Interface markup and scripts:
________________________

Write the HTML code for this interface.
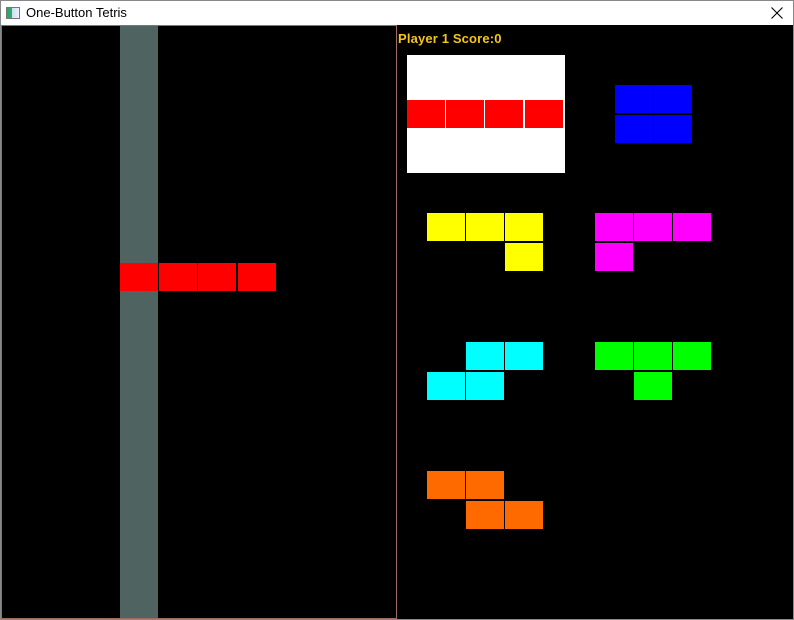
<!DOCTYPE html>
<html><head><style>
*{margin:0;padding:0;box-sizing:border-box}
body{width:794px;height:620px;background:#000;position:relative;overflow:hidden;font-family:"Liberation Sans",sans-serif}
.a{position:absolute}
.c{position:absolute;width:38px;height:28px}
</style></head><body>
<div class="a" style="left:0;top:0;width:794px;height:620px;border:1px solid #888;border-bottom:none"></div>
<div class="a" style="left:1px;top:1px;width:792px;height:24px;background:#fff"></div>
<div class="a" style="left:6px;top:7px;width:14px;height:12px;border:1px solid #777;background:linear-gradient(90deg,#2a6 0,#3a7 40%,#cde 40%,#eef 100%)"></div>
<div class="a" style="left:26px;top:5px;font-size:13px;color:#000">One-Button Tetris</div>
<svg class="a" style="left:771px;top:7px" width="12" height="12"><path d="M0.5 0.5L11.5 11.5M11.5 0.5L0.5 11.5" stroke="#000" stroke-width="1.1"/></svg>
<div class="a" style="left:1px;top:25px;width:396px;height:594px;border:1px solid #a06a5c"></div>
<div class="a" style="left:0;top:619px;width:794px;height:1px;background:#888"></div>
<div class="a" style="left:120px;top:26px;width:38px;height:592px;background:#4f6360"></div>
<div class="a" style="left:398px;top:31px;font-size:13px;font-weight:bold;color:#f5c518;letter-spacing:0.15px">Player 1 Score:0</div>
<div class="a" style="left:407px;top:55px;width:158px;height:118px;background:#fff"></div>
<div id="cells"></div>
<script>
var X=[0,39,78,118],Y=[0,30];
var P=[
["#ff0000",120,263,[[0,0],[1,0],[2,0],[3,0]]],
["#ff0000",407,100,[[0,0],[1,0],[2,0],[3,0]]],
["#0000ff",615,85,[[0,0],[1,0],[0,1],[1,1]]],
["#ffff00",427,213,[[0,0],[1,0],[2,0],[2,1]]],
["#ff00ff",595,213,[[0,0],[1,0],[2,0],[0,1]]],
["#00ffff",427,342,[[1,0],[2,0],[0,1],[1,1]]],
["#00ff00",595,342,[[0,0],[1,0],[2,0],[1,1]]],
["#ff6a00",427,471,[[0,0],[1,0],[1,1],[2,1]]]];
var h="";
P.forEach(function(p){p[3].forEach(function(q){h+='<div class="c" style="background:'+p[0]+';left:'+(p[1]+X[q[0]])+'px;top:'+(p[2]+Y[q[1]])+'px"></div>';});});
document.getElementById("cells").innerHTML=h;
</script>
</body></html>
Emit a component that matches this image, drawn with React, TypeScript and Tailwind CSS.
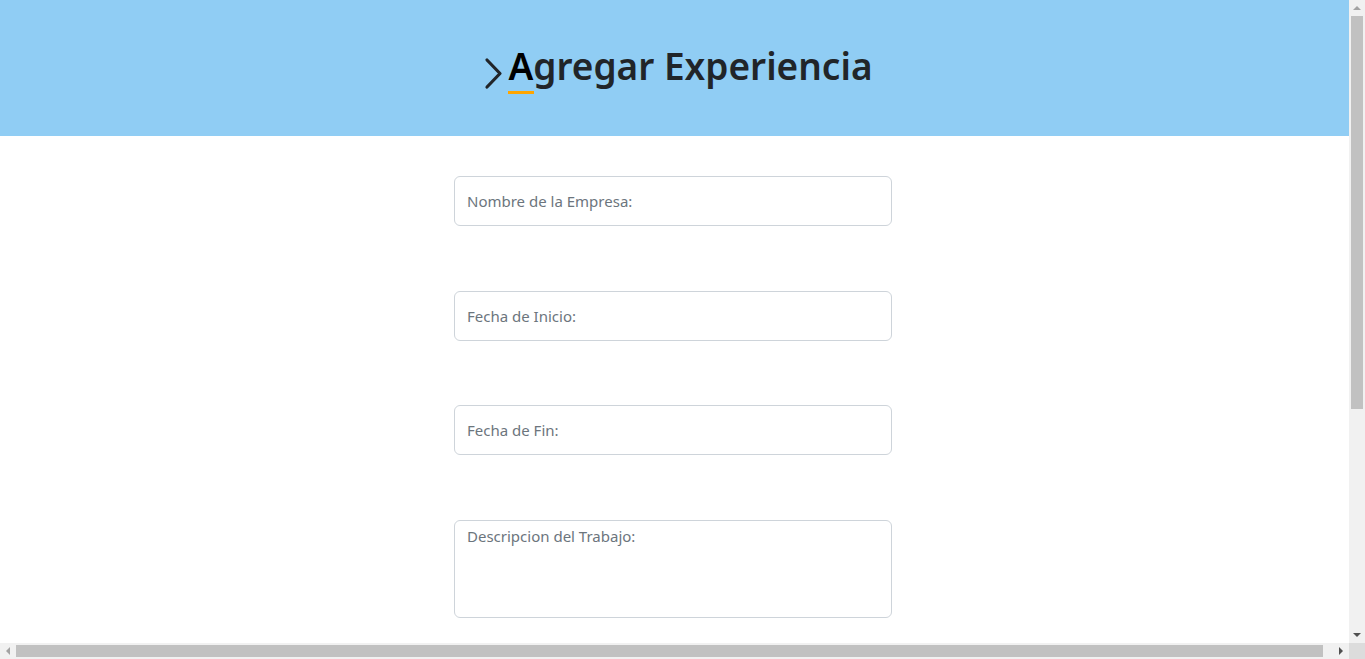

________________________

**DIRECTION:** Make an exact copy of the data, leaving its pictures out.

**CORRECT ANSWER:**
Write the HTML code for this interface.
<!DOCTYPE html>
<html><head><style>
*{margin:0;padding:0;box-sizing:border-box}
body{width:794px;height:620px;background:#000;position:relative;overflow:hidden;font-family:"Liberation Sans",sans-serif}
.a{position:absolute}
.c{position:absolute;width:38px;height:28px}
</style></head><body>
<div class="a" style="left:0;top:0;width:794px;height:620px;border:1px solid #888;border-bottom:none"></div>
<div class="a" style="left:1px;top:1px;width:792px;height:24px;background:#fff"></div>
<div class="a" style="left:6px;top:7px;width:14px;height:12px;border:1px solid #777;background:linear-gradient(90deg,#2a6 0,#3a7 40%,#cde 40%,#eef 100%)"></div>
<div class="a" style="left:26px;top:5px;font-size:13px;color:#000">One-Button Tetris</div>
<svg class="a" style="left:771px;top:7px" width="12" height="12"><path d="M0.5 0.5L11.5 11.5M11.5 0.5L0.5 11.5" stroke="#000" stroke-width="1.1"/></svg>
<div class="a" style="left:1px;top:25px;width:396px;height:594px;border:1px solid #a06a5c"></div>
<div class="a" style="left:0;top:619px;width:794px;height:1px;background:#888"></div>
<div class="a" style="left:120px;top:26px;width:38px;height:592px;background:#4f6360"></div>
<div class="a" style="left:398px;top:31px;font-size:13px;font-weight:bold;color:#f5c518;letter-spacing:0.15px">Player 1 Score:0</div>
<div class="a" style="left:407px;top:55px;width:158px;height:118px;background:#fff"></div>
<div id="cells"></div>
<script>
var X=[0,39,78,118],Y=[0,30];
var P=[
["#ff0000",120,263,[[0,0],[1,0],[2,0],[3,0]]],
["#ff0000",407,100,[[0,0],[1,0],[2,0],[3,0]]],
["#0000ff",615,85,[[0,0],[1,0],[0,1],[1,1]]],
["#ffff00",427,213,[[0,0],[1,0],[2,0],[2,1]]],
["#ff00ff",595,213,[[0,0],[1,0],[2,0],[0,1]]],
["#00ffff",427,342,[[1,0],[2,0],[0,1],[1,1]]],
["#00ff00",595,342,[[0,0],[1,0],[2,0],[1,1]]],
["#ff6a00",427,471,[[0,0],[1,0],[1,1],[2,1]]]];
var h="";
P.forEach(function(p){p[3].forEach(function(q){h+='<div class="c" style="background:'+p[0]+';left:'+(p[1]+X[q[0]])+'px;top:'+(p[2]+Y[q[1]])+'px"></div>';});});
document.getElementById("cells").innerHTML=h;
</script>
</body></html>
Emit a component that matches this image, drawn with React, TypeScript and Tailwind CSS.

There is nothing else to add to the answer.